Nach diesen Maßstäben bestehen im Streitfall keine ernstlichen Zweifel an der Rechtmäßigkeit der angefochtenen Umsatzsteuerbescheide.

Der Unternehmer kann nach § 15 Abs. 1 S. 1 Nr. 1 S. 1 UStG die gesetzlich geschuldete Steuer für Lieferungen und sonstige Leistungen, die von anderen Unternehmern für sein Unternehmen ausgeführt worden sind, als Vorsteuerbeträge abziehen. Die Ausübung des Vorsteuerabzugs setzt nach § 15 Abs. 1 S. 1 Nr. 1 S. 2 UStG voraus, dass der Unternehmer eine nach den §§ 14, 14a UStG ausgestellte Rechnung besitzt.

Fehlen die erforderlichen Rechnungsangaben oder sind sie unzutreffend, hat der Leistungsempfänger grundsätzlich keinen Anspruch auf Vorsteuerabzug.

Zwar besteht Unentschiedenheit oder Unsicherheit in der Beurteilung der Rechtsfrage, ob mit Blick auf die Rechtsprechung des EuGH der Leistungsempfänger zum Abzug der Vorsteuerbeträge berechtigt ist, wenn er auf die Angaben des Lieferanten vertraute und sich diese Angaben später als falsch herausstellen, obgleich § 15 UStG den Schutz des guten Glaubens an die Erfüllung der Vorsteuerabzugsvoraussetzungen nicht vorsieht und Vertrauensschutzgesichtspunkte deshalb grundsätzlich nicht bei der Steuerfestsetzung nach den gesetzlichen Vorschriften des UStG, sondern ggf. nur im Rahmen einer Billigkeitsmaßnahme gemäß § 163, § 227 AO berücksichtigt werden können.

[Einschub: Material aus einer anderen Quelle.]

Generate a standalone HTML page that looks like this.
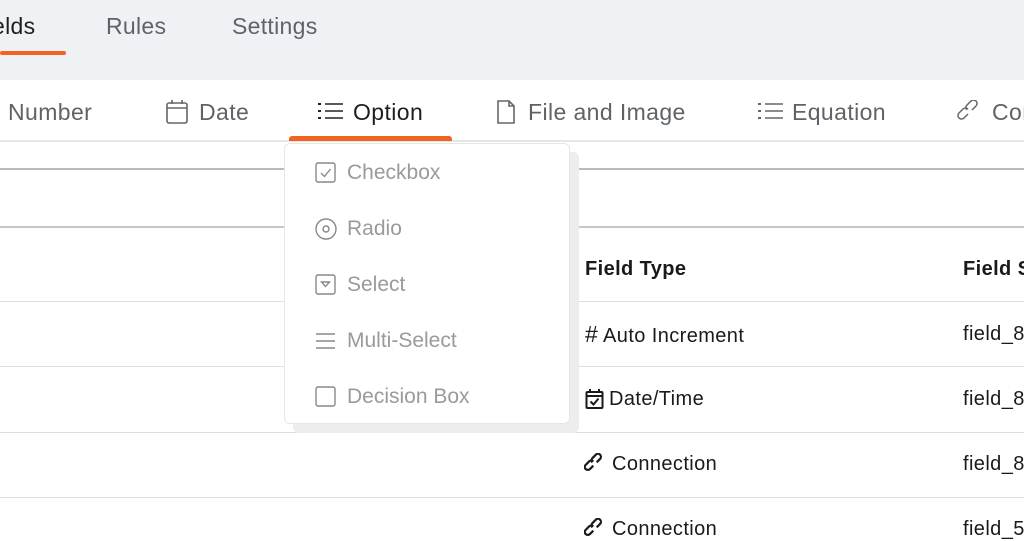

Vorliegend kann sich die Antragstellerin, wovon das FG zu Recht ausgegangen ist, jedoch nicht auf Gutglaubensschutz berufen.

Das Fehlen weiterer im Geschäftsverkehr üblicher Kontaktdaten wie Telefonnummer, Telefaxnummer oder E-Mail-Adresse sowie Bankverbindung und die Vereinnahmung der Rechnungsbeträge in nicht geringer Höhe von insgesamt brutto 39.763,85 EUR in 2010 und 93.849,35 EUR in 2011 jeweils in bar hätten in ihrer Gesamtheit der Antragstellerin Anlass geben müssen, die Rechnungsangaben des C zu prüfen. Dies ist nicht geschehen.

Zudem durfte sich die Antragstellerin nach Auffassung des Bundesfinanzhofs nicht ohne weiteres auf die Rechnungsangaben des C verlassen, wenn sie  bereits im jeweiligen Zeitpunkt der Leistungserbringung Kenntnis von der Gewerbeuntersagung des C gehabt hat.